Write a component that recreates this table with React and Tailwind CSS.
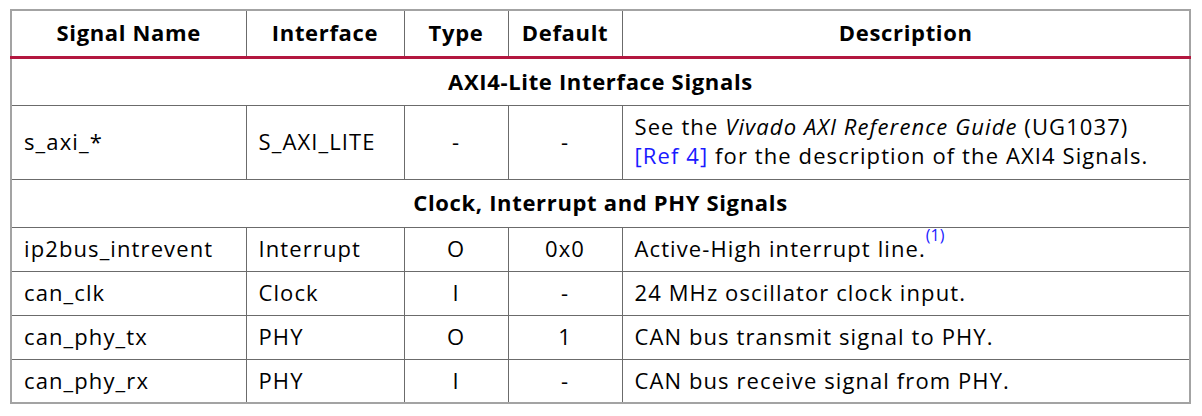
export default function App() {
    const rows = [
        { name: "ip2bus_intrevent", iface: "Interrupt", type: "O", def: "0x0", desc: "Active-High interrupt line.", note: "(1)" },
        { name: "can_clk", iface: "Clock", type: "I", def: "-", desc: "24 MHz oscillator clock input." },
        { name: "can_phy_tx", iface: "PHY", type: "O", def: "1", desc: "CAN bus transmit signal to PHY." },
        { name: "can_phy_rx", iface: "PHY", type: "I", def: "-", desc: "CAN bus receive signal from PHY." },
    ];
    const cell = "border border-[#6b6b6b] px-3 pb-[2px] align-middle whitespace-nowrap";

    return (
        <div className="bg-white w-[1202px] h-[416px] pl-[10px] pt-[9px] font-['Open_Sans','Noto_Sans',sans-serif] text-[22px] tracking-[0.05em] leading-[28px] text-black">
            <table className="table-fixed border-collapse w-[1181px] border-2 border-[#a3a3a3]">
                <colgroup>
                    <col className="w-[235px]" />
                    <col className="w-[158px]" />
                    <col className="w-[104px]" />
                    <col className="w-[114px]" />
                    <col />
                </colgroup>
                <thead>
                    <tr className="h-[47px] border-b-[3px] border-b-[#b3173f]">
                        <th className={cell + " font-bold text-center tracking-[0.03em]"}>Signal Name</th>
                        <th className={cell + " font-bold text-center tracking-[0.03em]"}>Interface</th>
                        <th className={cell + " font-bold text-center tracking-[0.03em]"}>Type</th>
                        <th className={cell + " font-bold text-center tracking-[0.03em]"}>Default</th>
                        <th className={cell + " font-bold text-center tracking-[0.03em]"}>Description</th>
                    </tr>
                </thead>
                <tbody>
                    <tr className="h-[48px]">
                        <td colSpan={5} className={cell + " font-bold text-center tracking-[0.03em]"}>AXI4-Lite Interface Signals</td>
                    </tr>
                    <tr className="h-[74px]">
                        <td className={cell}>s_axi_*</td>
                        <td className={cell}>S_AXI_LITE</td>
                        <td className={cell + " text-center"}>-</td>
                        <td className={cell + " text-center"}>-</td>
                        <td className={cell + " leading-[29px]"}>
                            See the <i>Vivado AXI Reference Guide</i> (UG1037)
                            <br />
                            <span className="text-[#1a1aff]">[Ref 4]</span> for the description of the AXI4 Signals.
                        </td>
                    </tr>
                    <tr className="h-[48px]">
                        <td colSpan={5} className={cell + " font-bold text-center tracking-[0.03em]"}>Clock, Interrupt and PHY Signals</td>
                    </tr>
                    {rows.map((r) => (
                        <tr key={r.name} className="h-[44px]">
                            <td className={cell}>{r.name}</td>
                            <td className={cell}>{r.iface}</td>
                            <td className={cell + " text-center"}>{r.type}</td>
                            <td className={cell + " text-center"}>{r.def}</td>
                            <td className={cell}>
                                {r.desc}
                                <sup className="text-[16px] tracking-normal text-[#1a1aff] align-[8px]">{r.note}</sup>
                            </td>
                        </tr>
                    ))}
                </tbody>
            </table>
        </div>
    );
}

▶ **WRITTEN INSTRUCTION**
Begin at the first line of the data above and repeat each line exactly, stopping after the line containing "border-[#6b6b6b] px-3 pb-[2px]". Omit the pictures.

▶ **COMPLETE OUTPUT**
Write a component that recreates this table with React and Tailwind CSS.
export default function App() {
    const rows = [
        { name: "ip2bus_intrevent", iface: "Interrupt", type: "O", def: "0x0", desc: "Active-High interrupt line.", note: "(1)" },
        { name: "can_clk", iface: "Clock", type: "I", def: "-", desc: "24 MHz oscillator clock input." },
        { name: "can_phy_tx", iface: "PHY", type: "O", def: "1", desc: "CAN bus transmit signal to PHY." },
        { name: "can_phy_rx", iface: "PHY", type: "I", def: "-", desc: "CAN bus receive signal from PHY." },
    ];
    const cell = "border border-[#6b6b6b] px-3 pb-[2px] align-middle whitespace-nowrap";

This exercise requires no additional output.